<<Preside, Astariti non è bravo, Astariti è un “primo della classe”. Astariti non c’ha i capelli tagliati alla mohicana, non si veste come il figlio di uno spacciatore, non si mette le scarpe del fratello che puzzano. Astariti è pulito, perfetto. Interrogato, si dispone al lato della cattedra senza libri, senza appunti, senza imbrogli. Ripete la lezione senza pause: tutto quello che mi è uscito di bocca, tutto il fedele rispecchiamento di un anno di lavoro! Alla fine gli metto 8, ma vorrei tagliarmi la gola! […] Astariti è la dimostrazione evidente che la scuola italiana funziona solo con chi non ne ha bisogno!>>
Tratto dal film La scuola di Daniele Luchetti
Ho deciso di presentare domanda di Servizio Civile sulla scia di una curiosità, per lungo tempo rimandata, e delle mie prime esperienze lavorative. Sono una psicologa e, da Settembre 2017, una volontaria presso la scuola media Anna Frank di Cesena.
La mia formazione universitaria, principalmente orientata alla psicologia clinica dell’età adulta, mi aveva permesso di avere un contatto minimo con il mondo della scuola e delle problematiche ad essa connesse ma, un pò per caso, le circostanze della vita hanno colmato questa lacuna. Nell’Ottobre 2016, ho iniziato ad affiancare alunni con disturbi dell’apprendimento nello svolgimento dei compiti presso un servizio specialistico di doposcuola. All’interno di questa cornice, il Servizio civile, di cui avevo tanto sentito parlare, si è prospettato come un’importante opportunità per approfondire e dare continuità all’occasione che avevo avuto.
La mia struttura, che si trova nel quartiere di S.Egidio, è il nodo centrale di un complesso di tre sedi, crocevia di storie e diversità. E’ sufficiente trascorrere del tempo nelle classi per rendersi conto delle tante differenze, culturali, personali e apprenditive, che un insegnante è impegnato a fronteggiare e valorizzare. In un contesto così colorato e dinamico, la mia attività quotidiana è parallela e di supporto a quella degli insegnanti. Con loro, infatti, viene concordato il lavoro che svolgo in piccoli gruppi di studio, formati da studenti con disturbi dell’apprendimento, disabilità e, in parte, alunni stranieri in fase di prima alfabetizzazione. All’interno di questi piccoli gruppi di studio, eterogenei per quanto riguarda le risorse e le difficoltà degli alunni coinvolti, cerchiamo di approcciarci ai contenuti scolastici nel modo che possa essere più utile ad ognuno di loro. I gruppi di studio rappresentano una parentesi dentro la quale confrontarsi, ragionare secondo i tempi di cui ciascuno ha bisogno, sviluppare strategie per potenziare l’apprendimento ma, soprattutto, per esprimersi.

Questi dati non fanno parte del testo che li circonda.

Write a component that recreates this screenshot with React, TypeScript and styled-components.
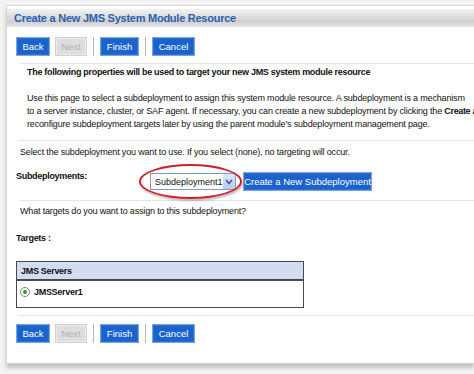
import React from "react";
import styled, { createGlobalStyle } from "styled-components";

const Global = createGlobalStyle`
  html, body { margin: 0; padding: 0; background: #f3f3f3; overflow: hidden; }
  body { font-family: "Liberation Sans", Arial, sans-serif; font-size: 9px; letter-spacing: -0.15px; color: #111; }
`;

const Page = styled.div`
  width: 474px;
  height: 374px;
  padding-top: 5px;
  box-sizing: border-box;
  overflow: hidden;
`;

const Panel = styled.div`
  margin-left: 6px;
  height: 357px;
  background: #fff;
  border: 1px solid #d6d6d6;
  border-right: none;
  border-bottom: 1px solid #cfcfcf;
  box-shadow: 0 4px 4px #c4c4c4;
  display: flex;
  flex-direction: column;
  overflow: hidden;
`;

const TitleBar = styled.div`
  margin-top: 3px;
  height: 18px;
  background: linear-gradient(#f2f2f2, #dcdcdc 45%, #cfcfcf 70%, #e6e6e6);
  display: flex;
  align-items: center;
  padding-left: 7px;
  font-size: 11px;
  letter-spacing: -0.25px;
  font-weight: bold;
  color: #2a5fb0;
`;

const Body = styled.div`
  padding: 0 0 0 9px;
  display: flex;
  flex-direction: column;
`;

const ButtonRow = styled.div<{ $top: number }>`
  display: flex;
  align-items: center;
  gap: 5px;
  height: 19px;
  margin: ${(p) => p.$top}px 0 0 0;
`;

const Btn = styled.button<{ $w: number; $disabled?: boolean }>`
  width: ${(p) => p.$w}px;
  height: 19px;
  padding: 0;
  font-family: "Liberation Sans", Arial, sans-serif;
  font-size: 9.5px;
  white-space: nowrap;
  border: 1px solid ${(p) => (p.$disabled ? "#d0d0d0" : "#7aa3dc")};
  background: ${(p) => (p.$disabled ? "#dedede" : "#1a62cc")};
  color: ${(p) => (p.$disabled ? "#b0b0b0" : "#fff")};
  box-shadow: inset 0 0 0 1px ${(p) => (p.$disabled ? "#ececec" : "#2b70d6")};
`;

const Sep = styled.div`
  width: 1px;
  height: 19px;
  background: #b8b8b8;
  margin: 0 1px;
`;

const Rule = styled.div<{ $top: number }>`
  height: 1px;
  background: #e4e4e4;
  margin-top: ${(p) => p.$top}px;
  margin-left: 3px;
`;

const Text = styled.div<{ $top: number; $bold?: boolean; $indent?: number }>`
  margin-top: ${(p) => p.$top}px;
  margin-left: ${(p) => p.$indent ?? 4}px;
  font-weight: ${(p) => (p.$bold ? "bold" : "normal")};
  letter-spacing: ${(p) => (p.$bold ? "-0.3px" : "-0.17px")};
  line-height: 13px;
  white-space: nowrap;
  color: #111;
  b { letter-spacing: -0.35px; }
`;

const FieldRow = styled.div`
  display: flex;
  align-items: center;
  margin-top: 13px;
  height: 19px;
`;

const FieldLabel = styled.div`
  width: 134px;
  font-weight: bold;
  letter-spacing: -0.3px;
  padding-bottom: 11px;
`;

const SelectWrap = styled.div`
  position: relative;
  display: flex;
  align-items: center;
`;

const Select = styled.div`
  width: 86px;
  height: 17px;
  box-sizing: border-box;
  border: 1px solid #7f9db9;
  background: #fff;
  display: flex;
  align-items: center;
  font-size: 9px;
  letter-spacing: 0;
  color: #111;
  padding-left: 4px;
  justify-content: space-between;
`;

const Arrow = styled.div`
  width: 14px;
  height: 15px;
  background: linear-gradient(#dde8fb, #b6c9f0);
  display: flex;
  align-items: center;
  justify-content: center;
`;

const Ellipse = styled.div`
  position: absolute;
  left: -11px;
  top: -9px;
  width: 103px;
  height: 35px;
  border: 2px solid #d2202a;
  border-radius: 50%;
  box-sizing: border-box;
  box-shadow: 1px 2px 2px rgba(0, 0, 0, 0.25);
  pointer-events: none;
`;

const BigBtn = styled(Btn)`
  margin-left: 7px;
  font-size: 9.5px;
`;

const Table = styled.div`
  margin-top: 16px;
  width: 286px;
  border: 1px solid #4a4a4a;
`;

const THead = styled.div`
  height: 17px;
  background: #d2dcf2;
  border-bottom: 2px solid #4a4a4a;
  display: flex;
  align-items: center;
  padding-left: 4px;
  font-weight: bold;
  letter-spacing: -0.3px;
`;

const TRow = styled.div`
  height: 26px;
  display: flex;
  align-items: flex-start;
  padding: 6px 0 0 3px;
  box-sizing: border-box;
  gap: 4px;
  font-weight: bold;
  letter-spacing: -0.3px;
`;

const Radio = styled.div`
  width: 8px;
  height: 8px;
  border-radius: 50%;
  border: 1px solid #6f8f6f;
  display: flex;
  align-items: center;
  justify-content: center;
  &::after {
    content: "";
    width: 4px;
    height: 4px;
    border-radius: 50%;
    background: #2b9a2b;
  }
`;

const Buttons = ({ top }: { top: number }) => (
  <ButtonRow $top={top}>
    <Btn $w={34}>Back</Btn>
    <Btn $w={32} $disabled>Next</Btn>
    <Sep />
    <Btn $w={39}>Finish</Btn>
    <Sep />
    <Btn $w={43}>Cancel</Btn>
  </ButtonRow>
);

export default function App() {
  return (
    <Page>
      <Global />
      <Panel>
        <TitleBar>Create a New JMS System Module Resource</TitleBar>
        <Body>
          <Buttons top={10} />
          <Rule $top={7} />
          <Text $top={2} $bold $indent={11}>
            The following properties will be used to target your new JMS system module resource
          </Text>
          <Text $top={13} $indent={11}>
            Use this page to select a subdeployment to assign this system module resource. A subdeployment is a mechanism
            <br />
            to a server instance, cluster, or SAF agent. If necessary, you can create a new subdeployment by clicking the <b>Create a</b>
            <br />
            reconfigure subdeployment targets later by using the parent module's subdeployment management page.
          </Text>
          <Rule $top={9} />
          <Text $top={5}>Select the subdeployment you want to use. If you select (none), no targeting will occur.</Text>
          <FieldRow>
            <FieldLabel>Subdeployments:</FieldLabel>
            <SelectWrap>
              <Select>
                Subdeployment1
                <Arrow>
                  <svg width="8" height="6" viewBox="0 0 8 6">
                    <path d="M1 1 L4 4.5 L7 1" stroke="#3a5ea8" strokeWidth="1.6" fill="none" />
                  </svg>
                </Arrow>
              </Select>
              <Ellipse />
            </SelectWrap>
            <BigBtn $w={129}>Create a New Subdeployment</BigBtn>
          </FieldRow>
          <Rule $top={9} />
          <Text $top={4}>What targets do you want to assign to this subdeployment?</Text>
          <Text $top={14} $bold $indent={0}>Targets :</Text>
          <Table>
            <THead>JMS Servers</THead>
            <TRow>
              <Radio />
              <span>JMSServer1</span>
            </TRow>
          </Table>
          <Rule $top={7} />
          <Buttons top={8} />
        </Body>
      </Panel>
    </Page>
  );
}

Con piacere e stupore, ho scoperto un mondo completamente nuovo rispetto agli anni in cui io stessa passavo le mie mattine dietro ai banchi. Ho scoperto una scuola sensibile alle storie di vita dei suoi alunni, prima ancora che alle loro prestazioni. Una scuola in cui io ho subito appreso la lezione più significativa, ossia permettere che i ragazzi potessero esprimersi in un clima di accettazione e arricchimento reciproco, in cui insegnare è spesso secondario ad educare. In questa scuola focalizzata sull’evoluzione dei suoi studenti, e quindi sulla loro umanità oltre che sulla loro competenza, ho trovato spazio anche per la mia, di evoluzione. Con un pò di presunzione, allora, vorrei dire che la scuola italiana non funziona solo con chi non ne ha bisogno, come recita lo stralcio di copione che ho riportato. La scuola italiana può funzionare con chiunque vi operi dentro: con un ragazzo che arriva disorientato da un paese lontano, con uno studente che vede lettere e numeri incerti lì a traballare tra righe e quadretti, con professori pieni di dedizione ma anche curvi per la stanchezza che il loro mandato comporta…e con una semplice volontaria, che ogni giorno può attribuire valore al suo tempo, migliorare e nutrire la sana speranza in un mondo più autentico in futuro.